======== MATERIAL PROVIDED
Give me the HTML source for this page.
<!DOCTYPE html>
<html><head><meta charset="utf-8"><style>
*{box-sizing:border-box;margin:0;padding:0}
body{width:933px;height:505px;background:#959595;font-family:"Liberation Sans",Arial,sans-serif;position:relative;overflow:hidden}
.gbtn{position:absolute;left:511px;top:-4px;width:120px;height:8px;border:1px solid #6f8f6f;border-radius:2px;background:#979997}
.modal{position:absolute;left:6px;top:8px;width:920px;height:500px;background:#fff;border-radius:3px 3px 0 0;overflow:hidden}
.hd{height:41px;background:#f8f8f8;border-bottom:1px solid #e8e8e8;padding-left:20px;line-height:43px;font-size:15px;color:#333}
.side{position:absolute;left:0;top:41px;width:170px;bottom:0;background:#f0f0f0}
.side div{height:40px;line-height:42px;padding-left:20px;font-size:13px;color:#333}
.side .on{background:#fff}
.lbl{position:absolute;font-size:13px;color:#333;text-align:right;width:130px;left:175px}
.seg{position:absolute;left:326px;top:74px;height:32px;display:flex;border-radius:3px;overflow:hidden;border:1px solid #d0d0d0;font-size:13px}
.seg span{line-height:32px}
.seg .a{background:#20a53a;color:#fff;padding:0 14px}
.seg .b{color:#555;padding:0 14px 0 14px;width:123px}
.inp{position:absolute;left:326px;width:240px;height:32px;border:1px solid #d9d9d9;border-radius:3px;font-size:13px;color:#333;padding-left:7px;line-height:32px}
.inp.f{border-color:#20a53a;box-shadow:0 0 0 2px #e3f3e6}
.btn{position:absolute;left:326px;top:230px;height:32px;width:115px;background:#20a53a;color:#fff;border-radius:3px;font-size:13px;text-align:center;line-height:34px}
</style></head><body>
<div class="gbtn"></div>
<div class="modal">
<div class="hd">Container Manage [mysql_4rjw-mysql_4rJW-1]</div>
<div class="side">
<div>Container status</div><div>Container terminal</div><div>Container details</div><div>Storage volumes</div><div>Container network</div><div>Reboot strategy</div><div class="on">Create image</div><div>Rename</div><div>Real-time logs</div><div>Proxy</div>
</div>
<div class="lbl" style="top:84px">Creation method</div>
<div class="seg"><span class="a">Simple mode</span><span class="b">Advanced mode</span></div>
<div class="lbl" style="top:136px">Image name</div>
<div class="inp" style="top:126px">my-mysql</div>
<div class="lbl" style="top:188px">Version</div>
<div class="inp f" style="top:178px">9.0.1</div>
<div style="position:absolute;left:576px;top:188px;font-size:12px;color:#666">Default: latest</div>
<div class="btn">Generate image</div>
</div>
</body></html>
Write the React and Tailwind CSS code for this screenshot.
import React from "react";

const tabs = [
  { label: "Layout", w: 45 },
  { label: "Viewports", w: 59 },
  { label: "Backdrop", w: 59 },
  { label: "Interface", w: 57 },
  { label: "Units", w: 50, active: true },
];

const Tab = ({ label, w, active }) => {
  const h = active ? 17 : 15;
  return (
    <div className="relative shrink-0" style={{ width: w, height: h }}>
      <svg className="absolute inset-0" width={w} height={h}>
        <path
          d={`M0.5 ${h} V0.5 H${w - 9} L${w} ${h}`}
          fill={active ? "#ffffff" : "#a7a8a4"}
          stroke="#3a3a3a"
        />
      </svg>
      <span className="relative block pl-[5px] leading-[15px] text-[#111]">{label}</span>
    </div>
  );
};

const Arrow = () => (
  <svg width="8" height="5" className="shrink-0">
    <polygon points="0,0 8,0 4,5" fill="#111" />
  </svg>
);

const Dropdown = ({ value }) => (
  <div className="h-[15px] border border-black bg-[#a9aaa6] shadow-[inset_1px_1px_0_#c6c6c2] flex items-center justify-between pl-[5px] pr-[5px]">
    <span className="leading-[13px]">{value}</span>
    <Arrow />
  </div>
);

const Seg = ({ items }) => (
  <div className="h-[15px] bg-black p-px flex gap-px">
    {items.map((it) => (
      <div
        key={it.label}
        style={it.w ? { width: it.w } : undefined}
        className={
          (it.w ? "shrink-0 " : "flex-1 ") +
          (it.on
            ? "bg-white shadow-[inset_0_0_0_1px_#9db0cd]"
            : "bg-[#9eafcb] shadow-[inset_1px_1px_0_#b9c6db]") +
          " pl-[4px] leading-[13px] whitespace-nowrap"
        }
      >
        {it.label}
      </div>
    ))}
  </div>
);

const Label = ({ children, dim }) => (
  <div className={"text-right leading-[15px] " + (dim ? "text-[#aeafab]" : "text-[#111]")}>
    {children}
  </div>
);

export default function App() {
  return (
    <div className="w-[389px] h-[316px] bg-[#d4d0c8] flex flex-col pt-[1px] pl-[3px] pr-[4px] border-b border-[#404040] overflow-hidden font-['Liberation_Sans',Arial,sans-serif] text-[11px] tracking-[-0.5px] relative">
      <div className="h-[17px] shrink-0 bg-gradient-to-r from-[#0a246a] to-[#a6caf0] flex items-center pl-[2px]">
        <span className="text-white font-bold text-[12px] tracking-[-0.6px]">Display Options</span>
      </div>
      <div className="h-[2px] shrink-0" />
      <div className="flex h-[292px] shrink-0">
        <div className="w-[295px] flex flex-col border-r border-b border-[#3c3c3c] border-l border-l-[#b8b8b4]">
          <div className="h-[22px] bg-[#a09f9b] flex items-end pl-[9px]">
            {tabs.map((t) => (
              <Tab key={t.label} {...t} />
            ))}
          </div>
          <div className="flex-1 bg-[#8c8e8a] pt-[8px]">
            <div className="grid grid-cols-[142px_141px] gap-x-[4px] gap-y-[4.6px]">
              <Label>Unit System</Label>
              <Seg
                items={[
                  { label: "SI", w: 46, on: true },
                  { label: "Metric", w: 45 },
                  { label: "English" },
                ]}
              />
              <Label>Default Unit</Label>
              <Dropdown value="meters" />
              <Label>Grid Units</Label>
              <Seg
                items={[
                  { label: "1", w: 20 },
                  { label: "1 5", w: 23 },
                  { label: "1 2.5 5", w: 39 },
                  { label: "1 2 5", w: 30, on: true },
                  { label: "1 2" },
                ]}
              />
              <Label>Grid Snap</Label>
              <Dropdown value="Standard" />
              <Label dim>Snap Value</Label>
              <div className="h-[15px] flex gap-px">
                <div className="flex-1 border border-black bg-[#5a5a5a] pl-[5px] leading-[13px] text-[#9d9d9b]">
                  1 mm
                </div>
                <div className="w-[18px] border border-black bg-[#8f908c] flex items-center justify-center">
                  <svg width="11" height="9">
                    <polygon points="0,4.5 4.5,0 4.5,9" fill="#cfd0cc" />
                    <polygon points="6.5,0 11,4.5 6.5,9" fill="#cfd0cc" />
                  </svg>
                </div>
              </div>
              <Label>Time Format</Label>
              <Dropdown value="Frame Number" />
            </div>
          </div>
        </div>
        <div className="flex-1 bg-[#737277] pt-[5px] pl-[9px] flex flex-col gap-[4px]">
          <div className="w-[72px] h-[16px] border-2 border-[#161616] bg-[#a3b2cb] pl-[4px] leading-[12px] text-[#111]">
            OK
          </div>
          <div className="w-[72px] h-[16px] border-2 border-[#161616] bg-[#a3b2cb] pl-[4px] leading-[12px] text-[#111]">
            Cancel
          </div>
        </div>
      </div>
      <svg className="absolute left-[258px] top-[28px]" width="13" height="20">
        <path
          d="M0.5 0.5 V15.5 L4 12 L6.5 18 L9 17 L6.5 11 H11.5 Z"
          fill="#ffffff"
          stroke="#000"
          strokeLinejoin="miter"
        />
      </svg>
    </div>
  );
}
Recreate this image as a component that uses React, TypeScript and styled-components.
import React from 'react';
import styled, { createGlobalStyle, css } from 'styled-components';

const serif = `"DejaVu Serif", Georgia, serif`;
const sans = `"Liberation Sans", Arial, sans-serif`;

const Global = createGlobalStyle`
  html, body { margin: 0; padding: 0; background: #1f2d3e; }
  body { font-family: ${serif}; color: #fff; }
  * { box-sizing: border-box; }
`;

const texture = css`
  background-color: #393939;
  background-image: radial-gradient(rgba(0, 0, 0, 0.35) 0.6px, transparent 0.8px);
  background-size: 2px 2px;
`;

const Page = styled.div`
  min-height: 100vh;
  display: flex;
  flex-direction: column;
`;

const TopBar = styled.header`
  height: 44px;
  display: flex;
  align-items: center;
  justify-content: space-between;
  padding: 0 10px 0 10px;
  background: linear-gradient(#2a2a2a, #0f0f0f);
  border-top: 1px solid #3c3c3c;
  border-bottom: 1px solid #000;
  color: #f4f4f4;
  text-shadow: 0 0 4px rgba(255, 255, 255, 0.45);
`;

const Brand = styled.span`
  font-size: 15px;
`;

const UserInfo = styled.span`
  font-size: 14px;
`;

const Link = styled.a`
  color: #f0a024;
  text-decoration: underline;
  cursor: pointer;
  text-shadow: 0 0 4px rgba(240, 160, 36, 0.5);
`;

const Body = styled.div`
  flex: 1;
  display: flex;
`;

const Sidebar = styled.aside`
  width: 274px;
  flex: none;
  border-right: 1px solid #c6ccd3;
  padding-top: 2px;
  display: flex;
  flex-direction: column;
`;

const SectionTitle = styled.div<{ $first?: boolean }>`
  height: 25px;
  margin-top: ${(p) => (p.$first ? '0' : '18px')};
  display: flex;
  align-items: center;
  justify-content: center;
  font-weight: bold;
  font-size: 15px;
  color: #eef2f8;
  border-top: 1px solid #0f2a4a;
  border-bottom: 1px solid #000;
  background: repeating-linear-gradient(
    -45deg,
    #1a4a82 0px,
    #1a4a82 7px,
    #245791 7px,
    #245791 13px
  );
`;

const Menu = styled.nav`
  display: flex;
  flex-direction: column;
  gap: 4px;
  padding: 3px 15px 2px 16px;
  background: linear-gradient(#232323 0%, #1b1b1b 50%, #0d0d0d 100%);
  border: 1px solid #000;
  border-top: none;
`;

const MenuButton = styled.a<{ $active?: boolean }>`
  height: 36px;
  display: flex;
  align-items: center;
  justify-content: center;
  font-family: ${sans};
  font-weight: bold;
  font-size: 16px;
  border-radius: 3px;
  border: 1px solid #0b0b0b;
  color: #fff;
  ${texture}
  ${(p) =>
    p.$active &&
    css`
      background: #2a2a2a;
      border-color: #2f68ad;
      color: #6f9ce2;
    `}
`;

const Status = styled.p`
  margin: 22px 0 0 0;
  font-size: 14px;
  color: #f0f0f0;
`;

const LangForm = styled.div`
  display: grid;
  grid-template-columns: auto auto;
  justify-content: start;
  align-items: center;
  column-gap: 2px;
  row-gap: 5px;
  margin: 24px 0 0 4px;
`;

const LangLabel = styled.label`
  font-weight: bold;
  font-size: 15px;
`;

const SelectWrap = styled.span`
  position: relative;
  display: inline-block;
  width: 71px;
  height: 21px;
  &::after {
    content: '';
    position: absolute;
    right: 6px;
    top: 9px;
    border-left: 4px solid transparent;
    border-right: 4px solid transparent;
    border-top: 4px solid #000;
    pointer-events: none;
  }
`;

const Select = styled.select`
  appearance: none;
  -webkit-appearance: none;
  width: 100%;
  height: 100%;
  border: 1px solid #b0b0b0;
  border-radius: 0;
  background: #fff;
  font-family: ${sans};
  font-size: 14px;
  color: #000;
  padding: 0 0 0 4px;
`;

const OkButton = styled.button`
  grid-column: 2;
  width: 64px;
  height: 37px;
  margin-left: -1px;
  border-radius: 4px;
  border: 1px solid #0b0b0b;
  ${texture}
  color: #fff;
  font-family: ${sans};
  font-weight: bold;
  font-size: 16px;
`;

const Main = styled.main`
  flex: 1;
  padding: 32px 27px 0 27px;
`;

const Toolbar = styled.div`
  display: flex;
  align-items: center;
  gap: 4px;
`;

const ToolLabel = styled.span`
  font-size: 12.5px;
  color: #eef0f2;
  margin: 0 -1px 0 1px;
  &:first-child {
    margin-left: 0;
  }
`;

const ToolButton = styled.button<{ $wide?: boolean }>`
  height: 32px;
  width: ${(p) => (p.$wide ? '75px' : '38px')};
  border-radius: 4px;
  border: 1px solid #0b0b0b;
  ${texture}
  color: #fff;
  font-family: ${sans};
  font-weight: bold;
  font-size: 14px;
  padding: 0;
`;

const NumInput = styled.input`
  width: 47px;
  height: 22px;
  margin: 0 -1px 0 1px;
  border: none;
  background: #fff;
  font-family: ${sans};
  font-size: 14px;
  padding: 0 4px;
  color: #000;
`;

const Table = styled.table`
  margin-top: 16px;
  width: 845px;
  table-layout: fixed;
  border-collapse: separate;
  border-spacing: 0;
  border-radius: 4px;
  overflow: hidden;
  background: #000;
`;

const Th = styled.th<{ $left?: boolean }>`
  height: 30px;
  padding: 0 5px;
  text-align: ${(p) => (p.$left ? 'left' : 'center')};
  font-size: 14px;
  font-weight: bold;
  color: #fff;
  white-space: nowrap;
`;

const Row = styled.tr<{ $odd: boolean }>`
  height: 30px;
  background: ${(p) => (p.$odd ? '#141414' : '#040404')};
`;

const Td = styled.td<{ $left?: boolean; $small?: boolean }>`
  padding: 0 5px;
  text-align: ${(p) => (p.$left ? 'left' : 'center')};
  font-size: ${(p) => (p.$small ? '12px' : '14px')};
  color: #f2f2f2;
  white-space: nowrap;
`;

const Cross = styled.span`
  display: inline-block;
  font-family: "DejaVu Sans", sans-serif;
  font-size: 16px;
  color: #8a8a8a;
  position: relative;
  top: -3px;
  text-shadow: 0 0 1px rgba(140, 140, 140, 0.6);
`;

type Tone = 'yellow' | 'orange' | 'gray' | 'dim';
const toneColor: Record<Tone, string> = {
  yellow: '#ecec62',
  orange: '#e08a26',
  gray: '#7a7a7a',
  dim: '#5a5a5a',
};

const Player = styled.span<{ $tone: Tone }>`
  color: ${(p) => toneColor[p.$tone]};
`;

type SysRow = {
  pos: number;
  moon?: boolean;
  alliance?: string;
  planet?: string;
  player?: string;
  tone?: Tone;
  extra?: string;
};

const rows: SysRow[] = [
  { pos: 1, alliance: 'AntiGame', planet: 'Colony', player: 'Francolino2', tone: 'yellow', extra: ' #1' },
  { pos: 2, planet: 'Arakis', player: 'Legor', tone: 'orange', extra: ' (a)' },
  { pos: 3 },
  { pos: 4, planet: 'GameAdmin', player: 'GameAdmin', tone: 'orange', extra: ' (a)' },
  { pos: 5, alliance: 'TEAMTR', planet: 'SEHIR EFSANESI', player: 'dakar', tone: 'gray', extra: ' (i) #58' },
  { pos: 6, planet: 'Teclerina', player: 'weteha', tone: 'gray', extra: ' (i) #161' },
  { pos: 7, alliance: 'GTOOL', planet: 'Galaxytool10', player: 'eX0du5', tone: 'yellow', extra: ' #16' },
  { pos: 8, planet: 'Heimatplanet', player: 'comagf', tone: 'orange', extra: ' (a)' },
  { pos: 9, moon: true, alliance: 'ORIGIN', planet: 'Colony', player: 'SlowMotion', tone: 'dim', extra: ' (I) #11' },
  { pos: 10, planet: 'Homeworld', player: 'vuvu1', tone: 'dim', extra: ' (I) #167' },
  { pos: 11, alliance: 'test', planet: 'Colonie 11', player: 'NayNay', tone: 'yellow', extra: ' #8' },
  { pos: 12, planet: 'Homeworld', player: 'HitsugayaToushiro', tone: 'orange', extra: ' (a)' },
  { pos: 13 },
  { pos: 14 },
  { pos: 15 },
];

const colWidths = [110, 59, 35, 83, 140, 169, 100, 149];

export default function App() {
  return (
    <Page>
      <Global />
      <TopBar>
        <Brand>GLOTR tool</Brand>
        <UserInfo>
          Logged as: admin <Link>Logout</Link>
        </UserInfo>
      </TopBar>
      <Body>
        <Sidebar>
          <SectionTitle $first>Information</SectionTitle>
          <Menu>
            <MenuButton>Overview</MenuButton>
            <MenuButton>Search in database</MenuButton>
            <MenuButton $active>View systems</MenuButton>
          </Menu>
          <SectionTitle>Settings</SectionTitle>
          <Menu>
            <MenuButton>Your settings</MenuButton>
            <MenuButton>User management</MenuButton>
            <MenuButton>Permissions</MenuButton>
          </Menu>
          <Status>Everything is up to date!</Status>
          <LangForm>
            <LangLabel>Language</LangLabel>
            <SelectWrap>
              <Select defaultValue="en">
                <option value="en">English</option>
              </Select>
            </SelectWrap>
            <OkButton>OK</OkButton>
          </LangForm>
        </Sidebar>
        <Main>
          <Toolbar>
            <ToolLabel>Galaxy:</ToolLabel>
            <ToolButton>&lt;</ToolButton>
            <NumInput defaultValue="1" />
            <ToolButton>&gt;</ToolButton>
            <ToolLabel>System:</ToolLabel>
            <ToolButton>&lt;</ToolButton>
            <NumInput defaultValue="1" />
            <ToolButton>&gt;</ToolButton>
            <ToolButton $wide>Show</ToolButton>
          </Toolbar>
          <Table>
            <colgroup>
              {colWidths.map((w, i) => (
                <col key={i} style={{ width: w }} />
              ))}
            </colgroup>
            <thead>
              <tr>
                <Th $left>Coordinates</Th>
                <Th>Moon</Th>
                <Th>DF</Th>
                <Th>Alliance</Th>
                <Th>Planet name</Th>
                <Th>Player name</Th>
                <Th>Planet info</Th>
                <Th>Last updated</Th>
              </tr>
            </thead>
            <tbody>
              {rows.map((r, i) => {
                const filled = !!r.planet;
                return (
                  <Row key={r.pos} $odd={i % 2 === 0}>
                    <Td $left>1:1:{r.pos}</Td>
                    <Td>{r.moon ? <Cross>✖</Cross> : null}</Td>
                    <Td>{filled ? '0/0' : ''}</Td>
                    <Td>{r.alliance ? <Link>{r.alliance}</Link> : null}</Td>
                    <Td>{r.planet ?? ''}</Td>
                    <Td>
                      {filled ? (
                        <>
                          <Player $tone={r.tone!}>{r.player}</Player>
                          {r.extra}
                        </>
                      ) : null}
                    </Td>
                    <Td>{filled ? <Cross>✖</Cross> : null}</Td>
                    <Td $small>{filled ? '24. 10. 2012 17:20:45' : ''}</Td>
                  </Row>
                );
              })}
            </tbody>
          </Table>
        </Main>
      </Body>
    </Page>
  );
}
================
:: EXERCISE DESCRIPTION ::
Where a line of the data holds "this", show that line.

:: WRITTEN SOLUTION ::
Give me the HTML source for this page.
Write the React and Tailwind CSS code for this screenshot.
Recreate this image as a component that uses React, TypeScript and styled-components.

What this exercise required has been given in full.